[Front-end source files]
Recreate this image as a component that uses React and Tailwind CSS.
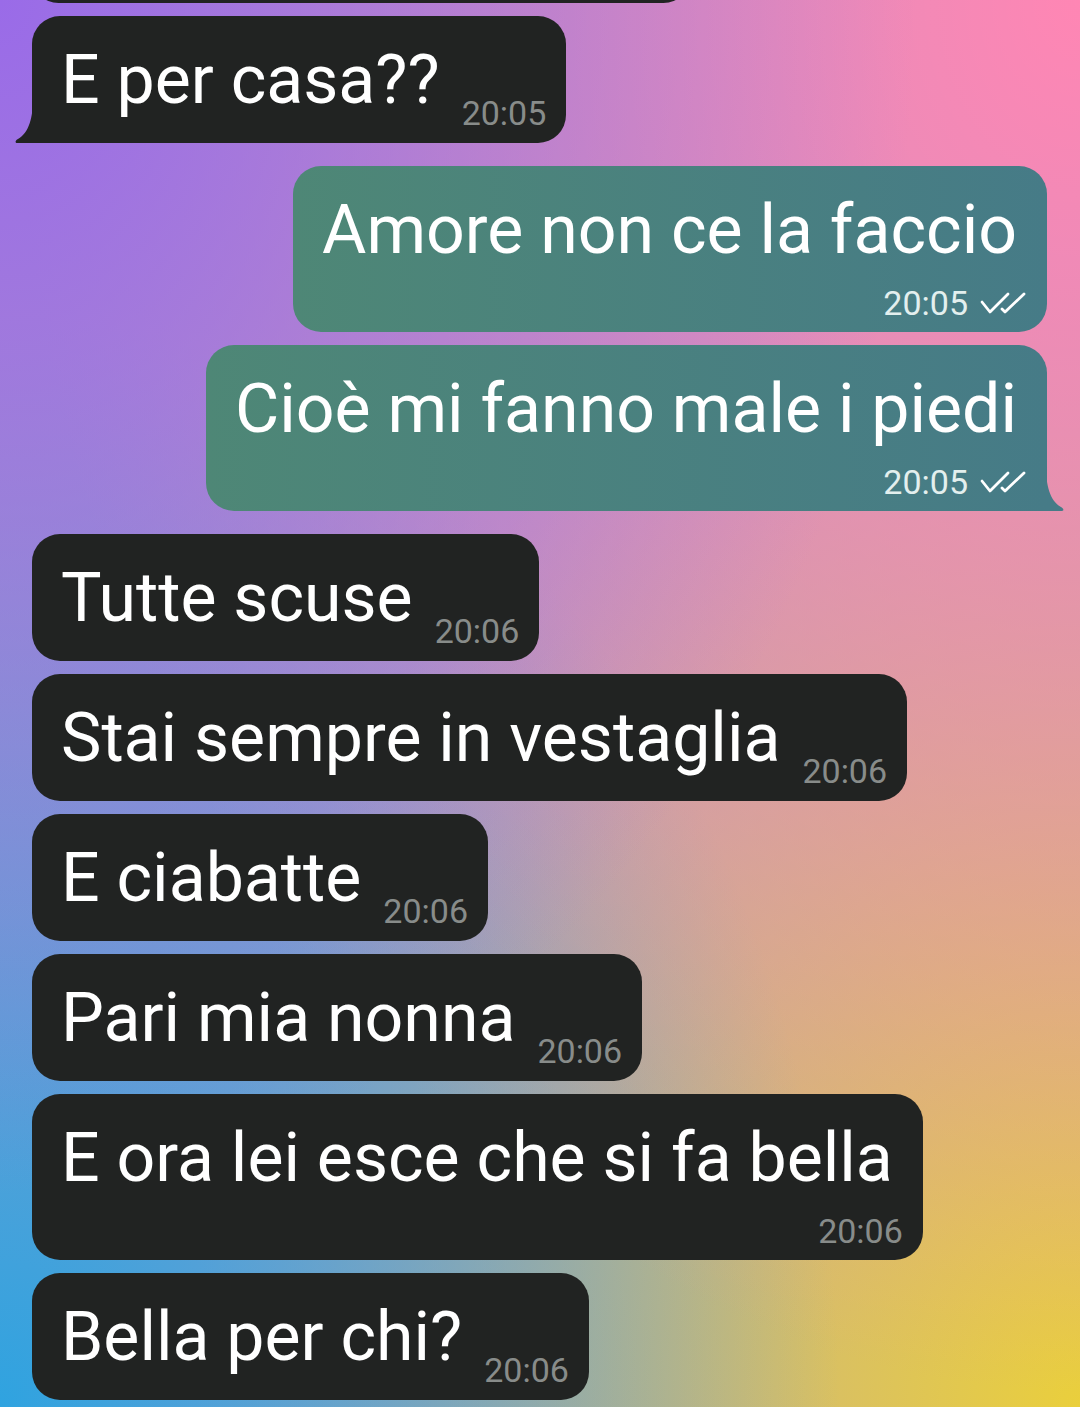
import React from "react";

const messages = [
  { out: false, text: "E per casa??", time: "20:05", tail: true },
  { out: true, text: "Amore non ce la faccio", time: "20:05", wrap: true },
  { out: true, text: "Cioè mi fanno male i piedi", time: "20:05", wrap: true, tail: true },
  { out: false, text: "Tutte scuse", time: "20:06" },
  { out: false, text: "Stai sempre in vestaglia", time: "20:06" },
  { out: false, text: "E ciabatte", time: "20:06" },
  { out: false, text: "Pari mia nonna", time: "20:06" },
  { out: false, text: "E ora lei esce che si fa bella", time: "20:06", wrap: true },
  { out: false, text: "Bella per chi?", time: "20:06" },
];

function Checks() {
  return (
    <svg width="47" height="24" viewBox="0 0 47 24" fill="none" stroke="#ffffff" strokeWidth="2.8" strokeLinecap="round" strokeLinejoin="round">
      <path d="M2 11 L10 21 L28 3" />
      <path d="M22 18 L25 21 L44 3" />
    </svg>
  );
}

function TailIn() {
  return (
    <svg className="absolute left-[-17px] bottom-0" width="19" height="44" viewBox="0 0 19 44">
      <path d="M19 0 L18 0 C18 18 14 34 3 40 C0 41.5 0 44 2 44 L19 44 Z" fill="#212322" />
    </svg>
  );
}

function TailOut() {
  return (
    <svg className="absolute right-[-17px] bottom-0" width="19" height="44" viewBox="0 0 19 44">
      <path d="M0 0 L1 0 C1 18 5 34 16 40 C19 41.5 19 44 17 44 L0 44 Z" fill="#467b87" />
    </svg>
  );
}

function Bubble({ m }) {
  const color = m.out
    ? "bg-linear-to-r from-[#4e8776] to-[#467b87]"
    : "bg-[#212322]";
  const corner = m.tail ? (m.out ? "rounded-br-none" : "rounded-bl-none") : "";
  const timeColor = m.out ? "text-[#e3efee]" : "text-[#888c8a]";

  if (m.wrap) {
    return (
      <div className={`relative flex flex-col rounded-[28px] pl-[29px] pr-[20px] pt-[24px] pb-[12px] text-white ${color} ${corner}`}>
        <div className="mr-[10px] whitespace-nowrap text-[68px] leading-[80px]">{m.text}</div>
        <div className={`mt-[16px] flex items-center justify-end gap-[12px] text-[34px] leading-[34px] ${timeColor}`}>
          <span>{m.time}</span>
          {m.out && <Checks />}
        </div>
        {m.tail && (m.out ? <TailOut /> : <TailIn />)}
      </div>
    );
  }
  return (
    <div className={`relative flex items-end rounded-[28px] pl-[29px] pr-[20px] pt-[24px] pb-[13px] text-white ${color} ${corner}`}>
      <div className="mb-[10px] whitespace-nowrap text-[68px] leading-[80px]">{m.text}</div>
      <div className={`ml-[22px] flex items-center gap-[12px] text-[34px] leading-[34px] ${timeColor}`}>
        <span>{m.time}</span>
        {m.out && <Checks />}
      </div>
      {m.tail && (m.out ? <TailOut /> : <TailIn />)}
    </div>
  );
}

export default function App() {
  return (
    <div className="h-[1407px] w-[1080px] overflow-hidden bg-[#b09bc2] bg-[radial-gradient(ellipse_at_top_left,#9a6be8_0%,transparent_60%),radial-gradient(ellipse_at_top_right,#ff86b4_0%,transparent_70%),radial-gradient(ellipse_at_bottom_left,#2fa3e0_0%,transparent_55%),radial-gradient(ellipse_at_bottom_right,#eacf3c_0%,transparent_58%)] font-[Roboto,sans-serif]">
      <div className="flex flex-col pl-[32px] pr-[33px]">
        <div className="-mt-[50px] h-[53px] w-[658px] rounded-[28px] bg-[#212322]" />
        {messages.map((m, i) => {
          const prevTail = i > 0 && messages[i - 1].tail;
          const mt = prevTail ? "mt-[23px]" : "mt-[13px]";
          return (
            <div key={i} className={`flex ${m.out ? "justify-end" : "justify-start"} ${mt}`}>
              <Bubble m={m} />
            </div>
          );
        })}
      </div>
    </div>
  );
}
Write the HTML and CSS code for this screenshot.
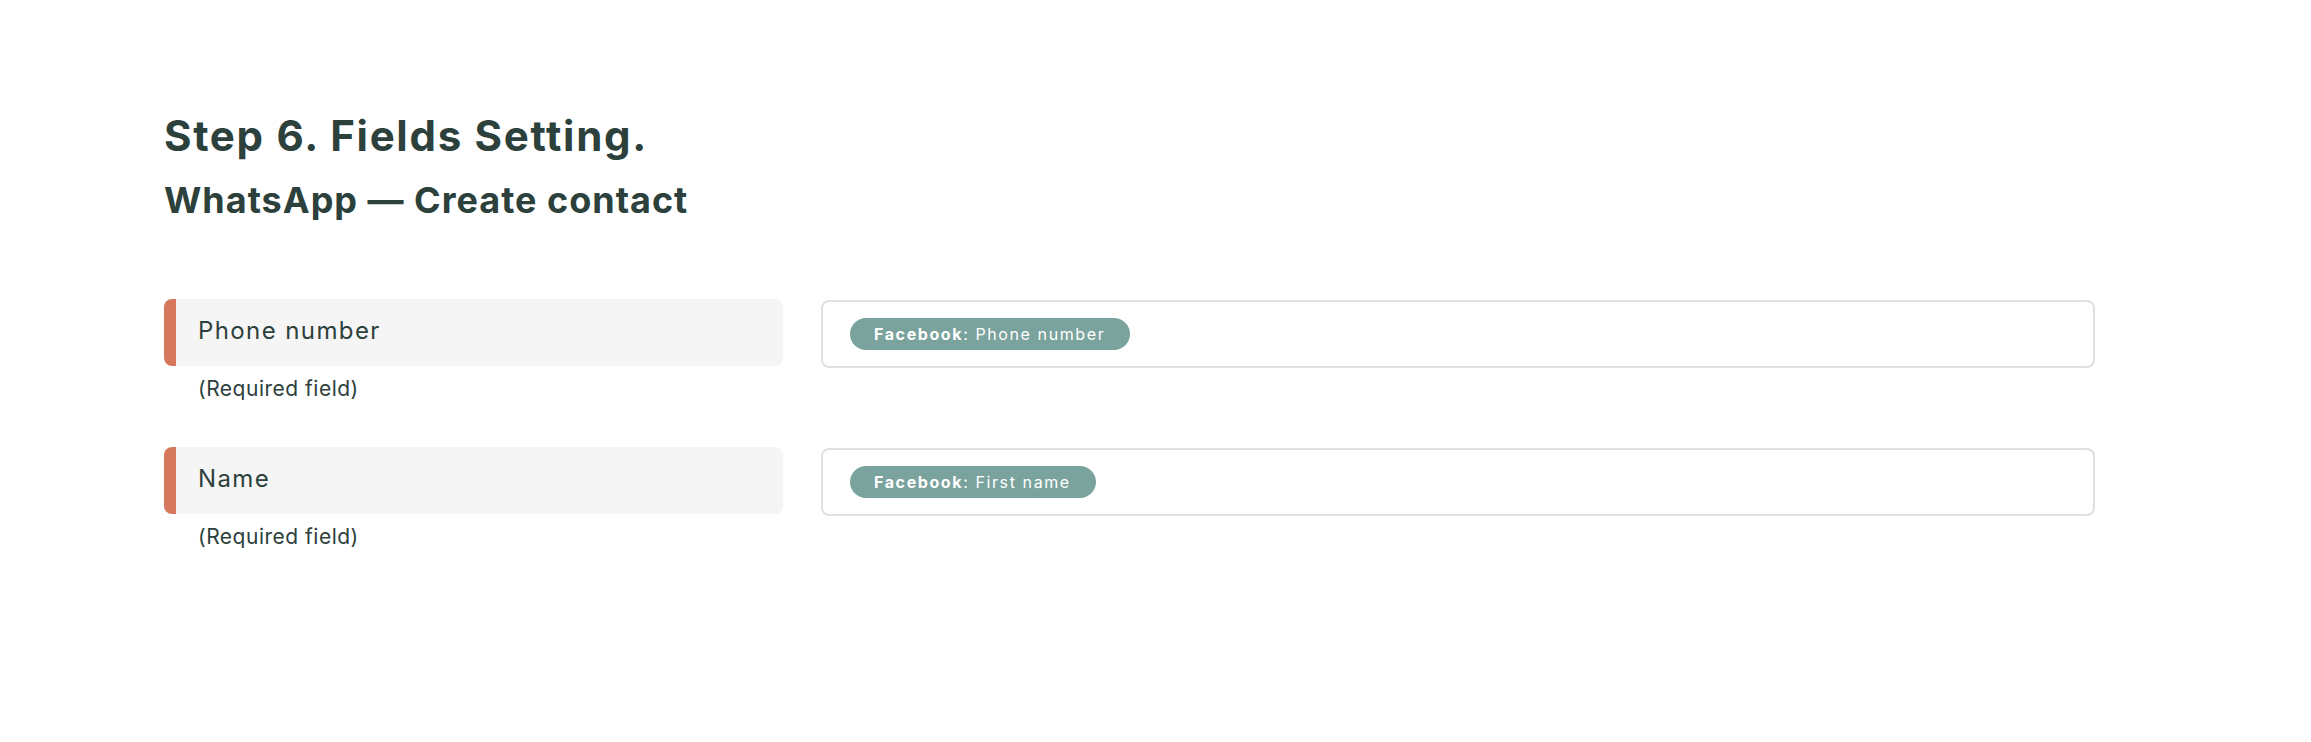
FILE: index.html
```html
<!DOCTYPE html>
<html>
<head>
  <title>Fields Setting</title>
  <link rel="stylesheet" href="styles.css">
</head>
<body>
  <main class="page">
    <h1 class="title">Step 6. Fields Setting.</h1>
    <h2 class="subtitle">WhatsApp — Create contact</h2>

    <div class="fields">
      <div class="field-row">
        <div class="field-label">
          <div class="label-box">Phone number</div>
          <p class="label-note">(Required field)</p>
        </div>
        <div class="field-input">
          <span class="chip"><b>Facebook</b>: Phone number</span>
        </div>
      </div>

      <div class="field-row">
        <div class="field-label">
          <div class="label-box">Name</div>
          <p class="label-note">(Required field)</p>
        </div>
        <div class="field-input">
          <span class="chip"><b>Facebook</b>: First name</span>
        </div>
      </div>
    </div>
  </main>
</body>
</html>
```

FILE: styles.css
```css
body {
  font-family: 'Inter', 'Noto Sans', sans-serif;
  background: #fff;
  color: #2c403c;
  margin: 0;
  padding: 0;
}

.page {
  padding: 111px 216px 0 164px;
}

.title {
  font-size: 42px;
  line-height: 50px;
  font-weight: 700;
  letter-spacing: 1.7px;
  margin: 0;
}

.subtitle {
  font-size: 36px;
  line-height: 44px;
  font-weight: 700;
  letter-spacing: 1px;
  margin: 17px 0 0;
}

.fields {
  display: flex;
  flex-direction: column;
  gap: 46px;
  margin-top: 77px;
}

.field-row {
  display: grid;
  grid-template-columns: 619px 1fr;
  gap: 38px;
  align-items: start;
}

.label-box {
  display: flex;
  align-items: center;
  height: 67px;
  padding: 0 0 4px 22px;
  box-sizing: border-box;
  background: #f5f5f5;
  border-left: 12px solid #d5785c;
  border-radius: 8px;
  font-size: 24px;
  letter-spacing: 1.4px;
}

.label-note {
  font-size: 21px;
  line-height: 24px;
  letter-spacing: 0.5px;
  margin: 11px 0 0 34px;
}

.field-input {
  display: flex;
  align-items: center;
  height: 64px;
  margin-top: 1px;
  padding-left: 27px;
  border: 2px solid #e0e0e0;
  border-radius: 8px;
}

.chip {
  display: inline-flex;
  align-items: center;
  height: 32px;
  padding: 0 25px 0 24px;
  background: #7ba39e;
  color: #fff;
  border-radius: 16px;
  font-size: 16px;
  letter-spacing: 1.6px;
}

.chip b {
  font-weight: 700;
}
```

◆ REQUIREMENT
In the data above, please extract the lines from the first one through the line with "import React from", exactly, and keep pictures out.

◆ WRITTEN ANSWER
Recreate this image as a component that uses React and Tailwind CSS.
import React from "react";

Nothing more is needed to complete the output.